The other big update for the v6.2 software pulse was the addition of Trip Planner and Range Assurance functions, which the brand boldly stated would “end range anxiety”. And well they might, if there was infrastructure – but for the most part there isn’t in Australia, so don’t go logging on to the Tesla website to place your order if you live in Bourke or Coonabarabran just yet.
Trip Planner works through the navigation system. When the driver keys a final destination, it will plot out a route that incorporates all the necessary Supercharger pit stops as well as other public charge stations along the way. Had this function been available last year, it would have made planning for our 1800km trip from Seattle to Los Angeles easier.
The Range Assurance module runs constantly in the background, even if the navigation system is off, monitoring the car’s battery charge.
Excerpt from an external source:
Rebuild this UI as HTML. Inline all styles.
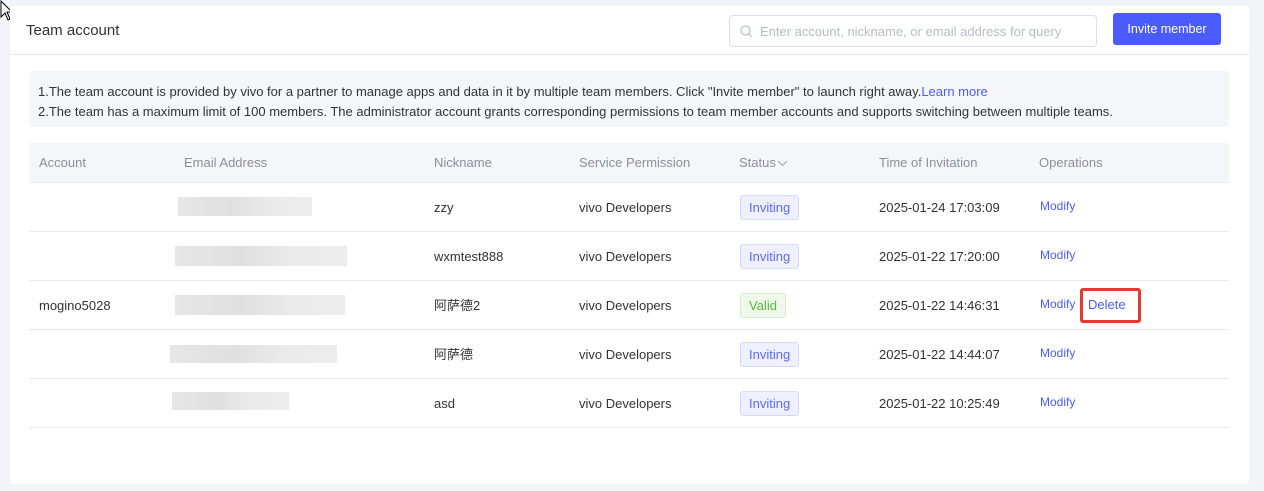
<!DOCTYPE html>
<html><head><meta charset="utf-8"><style>
*{box-sizing:border-box;margin:0;padding:0}
body{width:1264px;height:491px;background:#f3f4f8;font-family:"Liberation Sans","Noto Sans CJK SC",sans-serif;position:relative;overflow:hidden;color:#333}
.card{position:absolute;left:10px;top:6px;width:1239px;height:478px;background:#fff;border-radius:3px}
.abs{position:absolute}
.title{left:16px;top:16px;font-size:15px;color:#333}
.hline{left:0;top:48px;width:1239px;height:1px;background:#e8eaef}
.search{left:719px;top:9px;width:368px;height:32px;border:1px solid #dcdfe6;border-radius:4px;color:#b8bcc6;font-size:13px;padding:8px 0 0 30px}
.btn{left:1103px;top:7px;width:108px;height:32px;background:#4a5cff;border-radius:3px;color:#fff;font-size:12.5px;text-align:center;line-height:32px}
.notice{left:19px;top:65px;width:1200px;height:56px;background:#f5f6fa;border-radius:4px;padding:11px 0 0 9px;font-size:13px;line-height:20px;color:#333}
.notice a{color:#4a5cff;text-decoration:none}
.th{left:19px;top:137px;width:1200px;height:40px;background:#f5f6fa;border-bottom:1px solid #e8eaef}
.c{position:absolute;font-size:13px;white-space:nowrap;line-height:15px;height:15px}
.h{color:#8a8f99}
.row{position:absolute;left:19px;width:1200px;height:49px;border-bottom:1px solid #e8eaef}
.blur{position:absolute;height:19px;background:linear-gradient(90deg,#e6e6e6,#e0e0e0 40%,#ebebeb 70%,#ececec)}
.tag{position:absolute;left:711px;top:12px;height:25px;border-radius:3px;font-size:13px;line-height:23px;padding:0 8px;border:1px solid}
.inv{background:#eef0ff;border-color:#d5daff;color:#5b6bff}
.val{background:#eef8ea;border-color:#d5edcc;color:#5cb83a}
.lk{color:#4a5cff;font-size:12px}
</style></head><body>
<svg class="abs" style="left:0;top:0" width="14" height="22" viewBox="0 0 14 22"><path d="M1 1 L1 17 L5 13 L8 20 L10 19 L7 12 L12 12 Z" fill="#fff" stroke="#000" stroke-width="1"/></svg>
<div class="card">
<div class="abs title">Team account</div>
<div class="abs hline"></div>
<div class="abs search">Enter account, nickname, or email address for query
<svg class="abs" style="left:10px;top:9px" width="13" height="13" viewBox="0 0 13 13"><circle cx="5.5" cy="5.5" r="4.5" fill="none" stroke="#b8bcc6" stroke-width="1.2"/><path d="M9 9 L12 12" stroke="#b8bcc6" stroke-width="1.2"/></svg></div>
<div class="abs btn">Invite member</div>
<div class="abs notice">1.The team account is provided by vivo for a partner to manage apps and data in it by multiple team members. Click "Invite member" to launch right away.<a>Learn more</a><br>2.The team has a maximum limit of 100 members. The administrator account grants corresponding permissions to team member accounts and supports switching between multiple teams.</div>
<div class="abs th">
<span class="c h" style="left:10px;top:12px">Account</span>
<span class="c h" style="left:155px;top:12px">Email Address</span>
<span class="c h" style="left:405px;top:12px">Nickname</span>
<span class="c h" style="left:550px;top:12px">Service Permission</span>
<span class="c h" style="left:710px;top:12px">Status<svg width="11" height="8" viewBox="0 0 11 8" style="margin-left:1px"><path d="M1 2 L5.5 6.5 L10 2" fill="none" stroke="#a0a4ad" stroke-width="1"/></svg></span>
<span class="c h" style="left:850px;top:12px">Time of Invitation</span>
<span class="c h" style="left:1010px;top:12px">Operations</span>
</div>
<div class="row" style="top:177px"><div class="blur" style="left:149px;top:14px;width:134px"></div>
<span class="c" style="left:405px;top:17px">zzy</span><span class="c" style="left:550px;top:17px">vivo Developers</span>
<span class="tag inv">Inviting</span><span class="c" style="left:850px;top:17px">2025-01-24 17:03:09</span><span class="c lk" style="left:1011px;top:16px">Modify</span></div>
<div class="row" style="top:226px"><div class="blur" style="left:146px;top:14px;width:172px;height:20px"></div>
<span class="c" style="left:405px;top:17px">wxmtest888</span><span class="c" style="left:550px;top:17px">vivo Developers</span>
<span class="tag inv">Inviting</span><span class="c" style="left:850px;top:17px">2025-01-22 17:20:00</span><span class="c lk" style="left:1011px;top:16px">Modify</span></div>
<div class="row" style="top:275px"><span class="c" style="left:10px;top:17px">mogino5028</span><div class="blur" style="left:146px;top:14px;width:170px;height:20px"></div>
<span class="c" style="left:405px;top:17px">阿萨德2</span><span class="c" style="left:550px;top:17px">vivo Developers</span>
<span class="tag val">Valid</span><span class="c" style="left:850px;top:17px">2025-01-22 14:46:31</span><span class="c lk" style="left:1011px;top:16px">Modify</span>
<span class="c lk" style="left:1059px;top:16px;font-size:13px">Delete</span>
<div class="abs" style="left:1051px;top:7px;width:61px;height:35px;border:3px solid #e53935;border-radius:3px"></div></div>
<div class="row" style="top:324px"><div class="blur" style="left:141px;top:15px;width:167px;height:18px"></div>
<span class="c" style="left:405px;top:17px">阿萨德</span><span class="c" style="left:550px;top:17px">vivo Developers</span>
<span class="tag inv">Inviting</span><span class="c" style="left:850px;top:17px">2025-01-22 14:44:07</span><span class="c lk" style="left:1011px;top:16px">Modify</span></div>
<div class="row" style="top:373px"><div class="blur" style="left:143px;top:13px;width:117px;height:18px"></div>
<span class="c" style="left:405px;top:17px">asd</span><span class="c" style="left:550px;top:17px">vivo Developers</span>
<span class="tag inv">Inviting</span><span class="c" style="left:850px;top:17px">2025-01-22 10:25:49</span><span class="c lk" style="left:1011px;top:16px">Modify</span></div>
</div>
</body></html>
If it believes that you may soon venture out of charging range, it will prompt you with nearby Supercharger locations, previously used charging spots, and recharging outlets installed by Tesla at hotels and resorts.
All these updates make the Model S even more impressive than it already was, and one that – for potential buyers – offers a level of future-proofing that is furthered even more by Tesla’s guaranteed resale program.
However, it’s worth noting that if the Model S is your only car, you need to plan around the update timing – you can schedule it to suit, but the default time is 2:00am mid-week, and the car is rendered un-drivable during the period of the updates.
It’s worth noting that buyers who want the array of new driving assistance technologies must pay a $3400 option fee for the Autopilot system at the time of purchase, or else they can add the tech post-purchase for $4100.
In the future, the Autopilot system is set to include hands-free parking and possibly even hands-free driving using cruise control – but that’s still a few updates away…
We can’t wait for that, but until then we’re quite happy taking control of the Model S, which remains a technological masterpiece and a superb car to drive.